I had a Fiat 500, the smallest available car and I was so glad I had it. In some areas, parking is easy to find and easy to manage. In others, I had my challenges even with the 500. The white lines indicate free parking, the blue lines mean you have to pay. Always carry enough coins with you. The parking machines only take coins, no paper, no cards.

Google maps…

…is my best friend on the road. Even if I didn’t always have a plan where I’m going, I absolutely needed Google maps to find my way back to my base. And you can save your favorite spots to look them up later.

What to pack?
Let’s assume you do your trip in spring or fall, these are your ultimate must-pack items:

  • Even with minus degrees in Winter, I usually keep my bedroom window open and I never get cold. However, the bedsheets in Tuscany are very thin and it really happened that I was freezing at night. Pack something to wear at night in case the sheets don’t do their job.
  • Talking about getting cold. Bring a pair of warm socks. There’s nothing worse than having cold feet.
  • You’re never wrong with a wind and rain jacket.

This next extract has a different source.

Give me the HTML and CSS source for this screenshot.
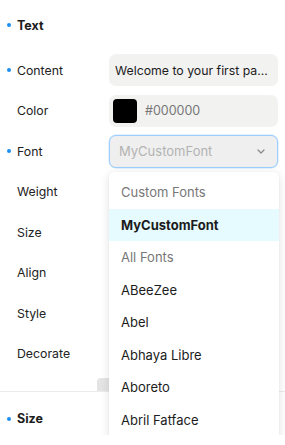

Especially in the morning and evening it might get a bit chilly or you’re facing a rainy day – you’ll be happy to find it in your suitcase.
  • Earplugs! All the B&Bs I stayed in were lovely and charming, however, I suffered a bit from the noise from other guests or residents. There are always people who come back late and are not considerate of other guests or children screaming or there’s music playing somewhere.

Enjoy this stunning part of lovely Italy and leave some room for improvisation and flexibility.